After five straight months of declining employment, Maryland gained 1,400 jobs in August, sparked by a big boost from teachers and other school employees returning to work, according to new federal figures.
But the numbers are preliminary and could be revised. Officials initially reported an 800-job gain for the state in July but recently flipped that to an 800-job loss.
All told, the public sector gained 3,900 jobs in the state last month, while the private sector shed 2,500.
Although state officials noted that the overall job gain was the first for the month of August since 2007 and the largest for the month since 2005, job creation still has been anemic in Maryland, an economist said. The state has added a net 24,000 jobs in the past year, a 0.9 percent gain, below the national average of a 1.4 percent rise.
“Maryland continues to make progress toward recovery,” Scott R. Jensen, the state’s interim labor secretary, said in a conference call with reporters.

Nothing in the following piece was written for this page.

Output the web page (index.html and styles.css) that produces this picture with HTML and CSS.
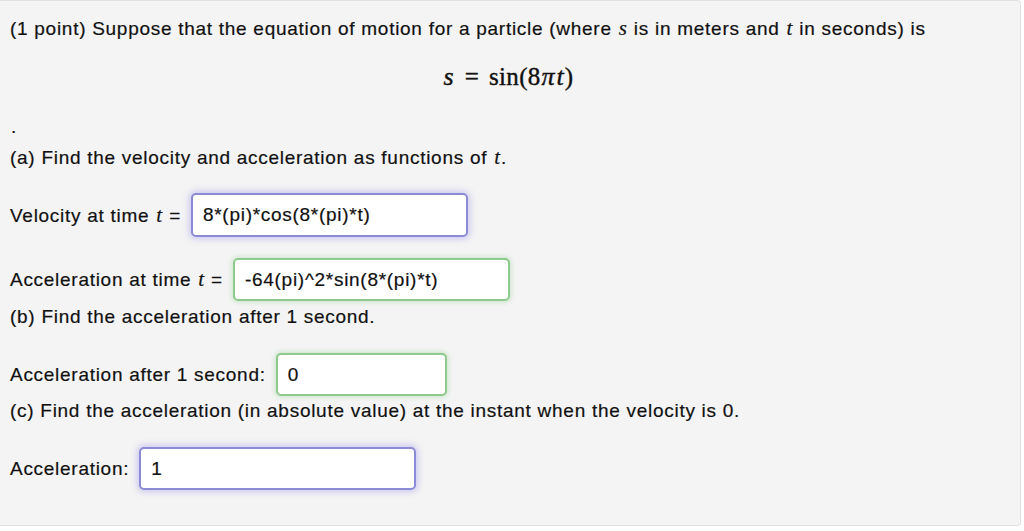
FILE: index.html
```html
<!DOCTYPE html>
<html>
<head>
<meta charset="utf-8">
<link rel="stylesheet" href="styles.css">
</head>
<body>
<div class="panel">
  <p class="line intro">(1 point) Suppose that the equation of motion for a particle (where <span class="mi">s</span> is in meters and <span class="mi">t</span> in seconds) is</p>
  <div class="equation"><span class="mi">s</span><span class="mo">=</span><span class="mrm">sin</span><span class="mrm">(8</span><span class="mi">π</span><span class="mi">t</span><span class="mrm">)</span></div>
  <p class="line dot">.</p>
  <p class="line part-a">(a) Find the velocity and acceleration as functions of <span class="mi">t</span>.</p>
  <div class="row row-vel">
    <span class="label">Velocity at time <span class="mi">t</span> =</span>
    <div class="answer blue w-wide">8*(pi)*cos(8*(pi)*t)</div>
  </div>
  <div class="row row-acc">
    <span class="label">Acceleration at time <span class="mi">t</span> =</span>
    <div class="answer green w-wide">-64(pi)^2*sin(8*(pi)*t)</div>
  </div>
  <p class="line part-b">(b) Find the acceleration after 1 second.</p>
  <div class="row row-after">
    <span class="label">Acceleration after 1 second:</span>
    <div class="answer green w-narrow">0</div>
  </div>
  <p class="line part-c">(c) Find the acceleration (in absolute value) at the instant when the velocity is 0.</p>
  <div class="row row-abs">
    <span class="label">Acceleration:</span>
    <div class="answer blue w-wide">1</div>
  </div>
</div>
</body>
</html>
```
FILE: styles.css
```css
html, body {
  margin: 0;
  padding: 0;
  background: #ffffff;
}
body {
  width: 1024px;
  height: 531px;
  overflow: hidden;
  font-family: "Liberation Sans", Arial, sans-serif;
  font-size: 19px;
  letter-spacing: 0.72px;
  color: #111111;
  -webkit-text-stroke: 0.2px #111111;
}
.panel {
  box-sizing: border-box;
  width: 1021px;
  height: 526px;
  background: #f4f4f4;
  border: 1px solid #e1e1e1;
  border-left: none;
  border-radius: 0 4px 4px 0;
  padding: 16px 0 0 10px;
  display: flex;
  flex-direction: column;
  align-items: flex-start;
}
.line {
  margin: 0;
  line-height: 22px;
  height: 22px;
  white-space: nowrap;
}
.mi {
  font-family: "Liberation Serif", "Times New Roman", serif;
  font-style: italic;
  font-size: 21px;
  letter-spacing: 0;
  padding: 0 1px;
}
.equation {
  align-self: stretch;
  margin-top: 23px;
  height: 30px;
  line-height: 30px;
  text-align: center;
  padding-right: 14px;
  font-family: "Liberation Serif", "Times New Roman", serif;
  font-size: 25px;
  letter-spacing: 0.3px;
  color: #111;
  -webkit-text-stroke: 0.4px #111111;
}
.equation .mi {
  font-size: 26px;
}
.equation .mo {
  margin: 0 10px;
}
.mrm {
  font-style: normal;
}
.dot {
  margin-top: 24px;
  padding-left: 1px;
}
.part-a { margin-top: 8px; }
.row {
  display: flex;
  align-items: center;
  gap: 10px;
  height: 44px;
}
.row-vel { margin-top: 25px; }
.row-acc { margin-top: 21px; height: 43px; }
.part-b { margin-top: 5px; }
.row-after { margin-top: 25px; height: 43px; }
.part-c { margin-top: 4px; }
.row-abs { margin-top: 25px; height: 43px; }
.label {
  white-space: nowrap;
}
.answer {
  box-sizing: border-box;
  height: 100%;
  background: #ffffff;
  border-radius: 5px;
  padding: 0 10px;
  display: flex;
  align-items: center;
  color: #111;
  white-space: nowrap;
}
.blue {
  border: 2px solid #8c8cd6;
  box-shadow: 0 0 6px 2px rgba(130, 120, 230, 0.35);
}
.green {
  border: 2px solid #8ec98e;
  box-shadow: 0 0 5px 1px rgba(100, 190, 100, 0.3);
}
.w-wide { width: 277px; }
.w-narrow { width: 171px; }
```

But Maryland’s increase in jobs in the past year is “not a big change” compared with growth before the Great Recession, said Daraius Irani, director of the Regional Economic Studies Institute’s applied economics and human services group at Towson University. Concerns for the state include the federal government’s impending “fiscal cliff,” in which measures such as tax cuts passed under former President George W. Bush will expire and large across-the-board spending cuts will be triggered in January unless a divided Congress acts, he said.
Maryland is heavily reliant on federal jobs, which are being held hostage by inaction in Congress, Irani said.
“There probably won’t be much done about [the fiscal cliff] until after the November elections,” he said.
The state’s unemployment rate inched up to 7.1 percent in August from 7 percent in July, continuing a trend since February when the rate was 6.5 percent.
Local government jobs added 6,700 in August, about as much as that sector added in August 2011 when there was an overall job loss of 1,600. That primarily was due to teachers and other school staff returning, Jensen said.
Hotels and restaurants added 1,100 positions last month, while retail and professional services each added 700. Private education lost 2,300 jobs last month, while federal and state employers each shed more than 1,000 jobs. Manufacturing and construction showed little change.
Maryland has recovered almost 70 percent of the jobs it lost during the Great Recession of 2007-09 at a rate almost 50 percent faster than the nation, Gov. Martin O’Malley (D) said in a statement.
“Our economy is an innovation economy, and our greatest competitive assets are the talents, skills, creativity, ingenuity and education of our people,” O’Malley said.
The state is “simply not competing with our neighbors," Larry Hogan, chairman of Change Maryland, a group that opposes O’Malley’s policies, said in a statement. Since January 2007, jobs in Maryland have declined by 1.4 percent, the second-biggest drop in the region behind Delaware, he said.
But Virginia lost 12,400 jobs last month, according to the new federal data. Since January 2007, Virginia jobs are down 1.2 percent.
Mark Uncapher, Montgomery County Republican Party chairman, said in a statement that O’Malley’s “economic strategy of raising income taxes on individuals, at the same time he cuts taxes for gambling operators, is not working."